Goal. Check every line of the material below for the string "with", and return the ones that have it.

Exercise material.

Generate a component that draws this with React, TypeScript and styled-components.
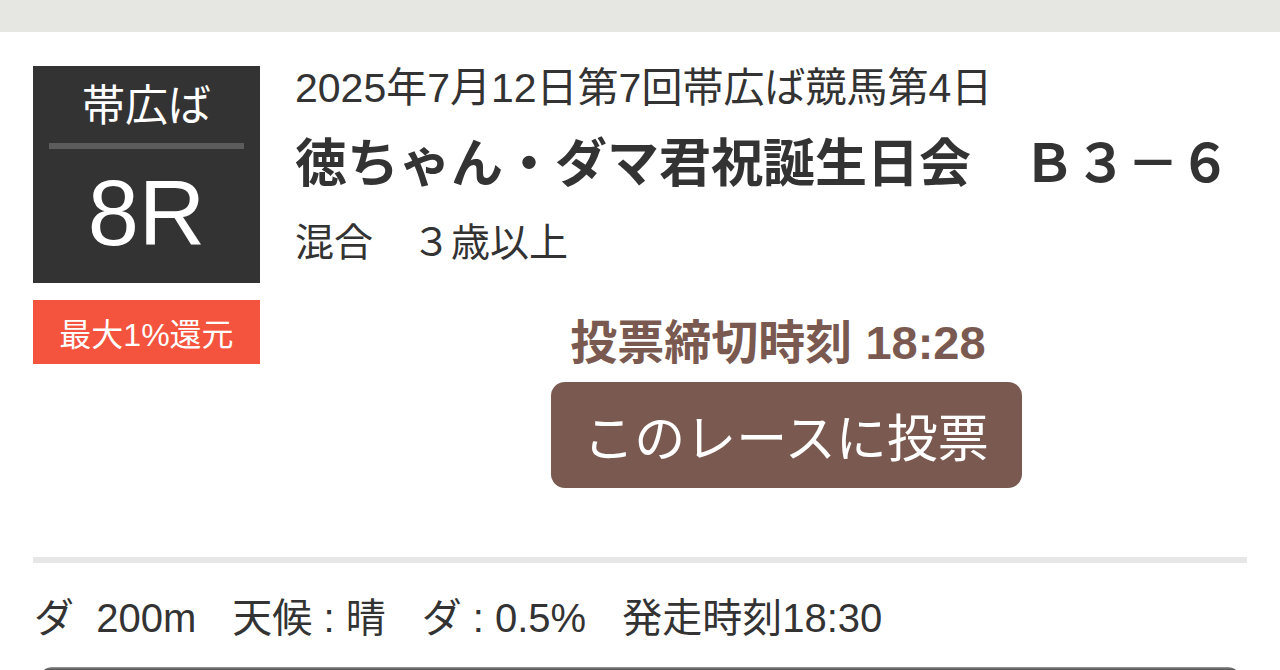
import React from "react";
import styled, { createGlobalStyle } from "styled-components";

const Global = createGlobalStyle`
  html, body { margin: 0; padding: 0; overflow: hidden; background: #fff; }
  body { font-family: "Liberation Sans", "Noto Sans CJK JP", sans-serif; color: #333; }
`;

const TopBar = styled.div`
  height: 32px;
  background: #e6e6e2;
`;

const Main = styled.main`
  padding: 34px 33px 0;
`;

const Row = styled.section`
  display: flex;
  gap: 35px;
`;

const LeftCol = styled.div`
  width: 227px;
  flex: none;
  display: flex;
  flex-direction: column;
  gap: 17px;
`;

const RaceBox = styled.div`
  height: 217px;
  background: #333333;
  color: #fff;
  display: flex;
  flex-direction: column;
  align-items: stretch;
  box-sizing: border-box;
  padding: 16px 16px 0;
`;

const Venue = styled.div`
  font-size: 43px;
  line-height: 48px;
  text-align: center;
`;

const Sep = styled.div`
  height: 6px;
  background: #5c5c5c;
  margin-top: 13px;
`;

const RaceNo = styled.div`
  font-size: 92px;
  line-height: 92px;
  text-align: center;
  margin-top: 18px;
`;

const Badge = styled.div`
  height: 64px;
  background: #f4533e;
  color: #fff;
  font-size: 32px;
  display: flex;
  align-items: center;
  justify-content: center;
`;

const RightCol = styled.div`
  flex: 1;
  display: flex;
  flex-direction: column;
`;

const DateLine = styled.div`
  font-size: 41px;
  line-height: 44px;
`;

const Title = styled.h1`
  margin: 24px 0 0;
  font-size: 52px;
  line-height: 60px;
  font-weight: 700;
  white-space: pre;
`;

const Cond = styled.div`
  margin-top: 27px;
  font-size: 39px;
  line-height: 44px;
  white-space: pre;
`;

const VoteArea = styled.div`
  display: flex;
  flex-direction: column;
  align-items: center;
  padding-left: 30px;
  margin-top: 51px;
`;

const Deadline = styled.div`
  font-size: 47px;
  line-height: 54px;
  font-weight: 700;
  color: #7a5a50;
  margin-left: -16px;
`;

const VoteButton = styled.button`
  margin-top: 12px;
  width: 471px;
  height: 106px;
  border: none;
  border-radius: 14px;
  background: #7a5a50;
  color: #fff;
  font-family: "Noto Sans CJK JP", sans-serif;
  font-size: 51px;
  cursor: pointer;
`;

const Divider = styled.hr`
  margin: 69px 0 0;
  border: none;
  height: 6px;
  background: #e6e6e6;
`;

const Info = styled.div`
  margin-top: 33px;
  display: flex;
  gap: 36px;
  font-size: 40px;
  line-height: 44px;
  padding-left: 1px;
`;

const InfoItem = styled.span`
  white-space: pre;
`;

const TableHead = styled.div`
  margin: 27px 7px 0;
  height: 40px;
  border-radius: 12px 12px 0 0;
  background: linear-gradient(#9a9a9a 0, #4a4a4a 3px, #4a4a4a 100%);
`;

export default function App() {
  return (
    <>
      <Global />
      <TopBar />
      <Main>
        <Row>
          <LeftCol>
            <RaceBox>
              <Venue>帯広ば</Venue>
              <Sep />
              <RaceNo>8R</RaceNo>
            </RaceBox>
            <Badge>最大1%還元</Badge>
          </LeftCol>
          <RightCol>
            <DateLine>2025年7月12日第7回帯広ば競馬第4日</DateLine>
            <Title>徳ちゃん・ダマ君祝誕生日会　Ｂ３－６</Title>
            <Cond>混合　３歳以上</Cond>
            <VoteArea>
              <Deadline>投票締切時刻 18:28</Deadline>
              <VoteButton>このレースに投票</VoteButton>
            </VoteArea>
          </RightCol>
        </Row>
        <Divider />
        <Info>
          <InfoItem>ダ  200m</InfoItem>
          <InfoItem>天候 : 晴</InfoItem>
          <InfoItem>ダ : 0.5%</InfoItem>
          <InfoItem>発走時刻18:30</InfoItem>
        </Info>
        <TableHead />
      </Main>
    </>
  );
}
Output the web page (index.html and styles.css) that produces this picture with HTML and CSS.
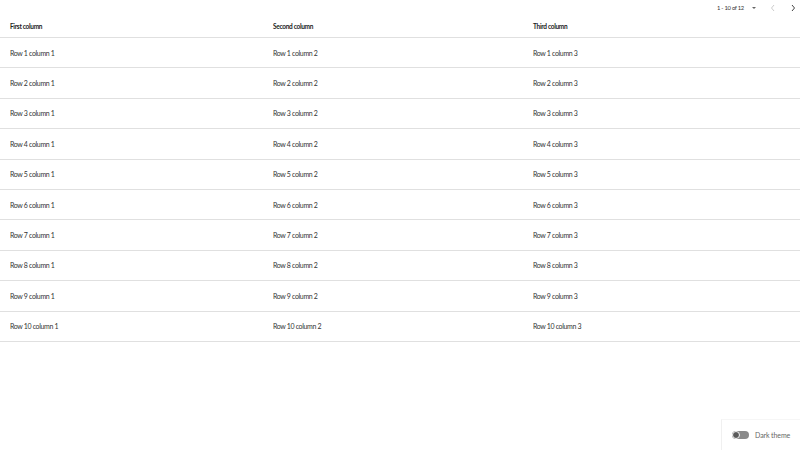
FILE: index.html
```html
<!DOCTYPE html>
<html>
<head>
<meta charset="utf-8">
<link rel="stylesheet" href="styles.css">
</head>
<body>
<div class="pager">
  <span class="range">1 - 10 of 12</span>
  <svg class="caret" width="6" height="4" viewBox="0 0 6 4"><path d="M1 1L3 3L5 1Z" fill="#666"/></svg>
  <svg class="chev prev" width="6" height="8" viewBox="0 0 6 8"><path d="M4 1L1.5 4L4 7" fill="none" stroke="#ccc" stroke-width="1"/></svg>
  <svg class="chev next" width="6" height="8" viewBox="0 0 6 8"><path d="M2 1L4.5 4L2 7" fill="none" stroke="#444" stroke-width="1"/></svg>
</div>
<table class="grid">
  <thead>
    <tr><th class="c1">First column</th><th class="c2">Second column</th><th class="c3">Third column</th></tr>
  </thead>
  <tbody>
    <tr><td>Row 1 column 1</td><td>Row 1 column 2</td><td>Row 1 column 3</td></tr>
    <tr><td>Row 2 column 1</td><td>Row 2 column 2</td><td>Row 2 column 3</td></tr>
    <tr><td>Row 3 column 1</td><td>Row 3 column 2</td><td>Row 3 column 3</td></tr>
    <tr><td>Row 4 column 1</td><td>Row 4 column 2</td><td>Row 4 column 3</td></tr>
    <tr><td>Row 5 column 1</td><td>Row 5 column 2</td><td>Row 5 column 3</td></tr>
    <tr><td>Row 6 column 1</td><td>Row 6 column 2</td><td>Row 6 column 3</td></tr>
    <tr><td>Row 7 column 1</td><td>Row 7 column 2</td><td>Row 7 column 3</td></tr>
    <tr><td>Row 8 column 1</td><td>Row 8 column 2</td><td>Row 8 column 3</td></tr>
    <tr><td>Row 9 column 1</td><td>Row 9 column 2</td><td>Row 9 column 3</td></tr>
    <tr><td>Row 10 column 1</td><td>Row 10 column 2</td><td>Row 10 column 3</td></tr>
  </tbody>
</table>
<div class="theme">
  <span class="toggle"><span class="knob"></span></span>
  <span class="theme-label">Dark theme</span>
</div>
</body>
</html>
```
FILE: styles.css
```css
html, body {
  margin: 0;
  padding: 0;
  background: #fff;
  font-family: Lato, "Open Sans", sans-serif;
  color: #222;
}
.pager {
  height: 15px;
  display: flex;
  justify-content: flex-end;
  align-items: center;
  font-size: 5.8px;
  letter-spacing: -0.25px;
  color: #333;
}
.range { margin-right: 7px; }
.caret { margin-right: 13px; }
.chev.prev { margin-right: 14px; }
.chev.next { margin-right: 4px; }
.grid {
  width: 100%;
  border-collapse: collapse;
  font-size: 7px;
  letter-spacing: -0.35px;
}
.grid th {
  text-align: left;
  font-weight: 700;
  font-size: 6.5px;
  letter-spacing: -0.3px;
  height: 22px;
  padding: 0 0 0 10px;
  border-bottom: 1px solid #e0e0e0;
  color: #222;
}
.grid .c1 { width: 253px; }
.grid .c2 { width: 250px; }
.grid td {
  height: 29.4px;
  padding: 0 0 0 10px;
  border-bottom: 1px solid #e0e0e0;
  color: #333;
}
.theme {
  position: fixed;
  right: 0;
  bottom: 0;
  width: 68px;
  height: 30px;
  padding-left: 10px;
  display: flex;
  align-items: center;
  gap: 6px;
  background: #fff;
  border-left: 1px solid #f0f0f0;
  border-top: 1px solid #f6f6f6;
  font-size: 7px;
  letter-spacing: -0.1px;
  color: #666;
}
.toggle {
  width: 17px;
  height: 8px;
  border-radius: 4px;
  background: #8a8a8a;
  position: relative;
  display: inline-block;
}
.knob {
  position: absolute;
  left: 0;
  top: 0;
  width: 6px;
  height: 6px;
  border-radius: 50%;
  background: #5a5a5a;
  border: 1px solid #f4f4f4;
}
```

The reply.
Generate a component that draws this with React, TypeScript and styled-components.
Output the web page (index.html and styles.css) that produces this picture with HTML and CSS.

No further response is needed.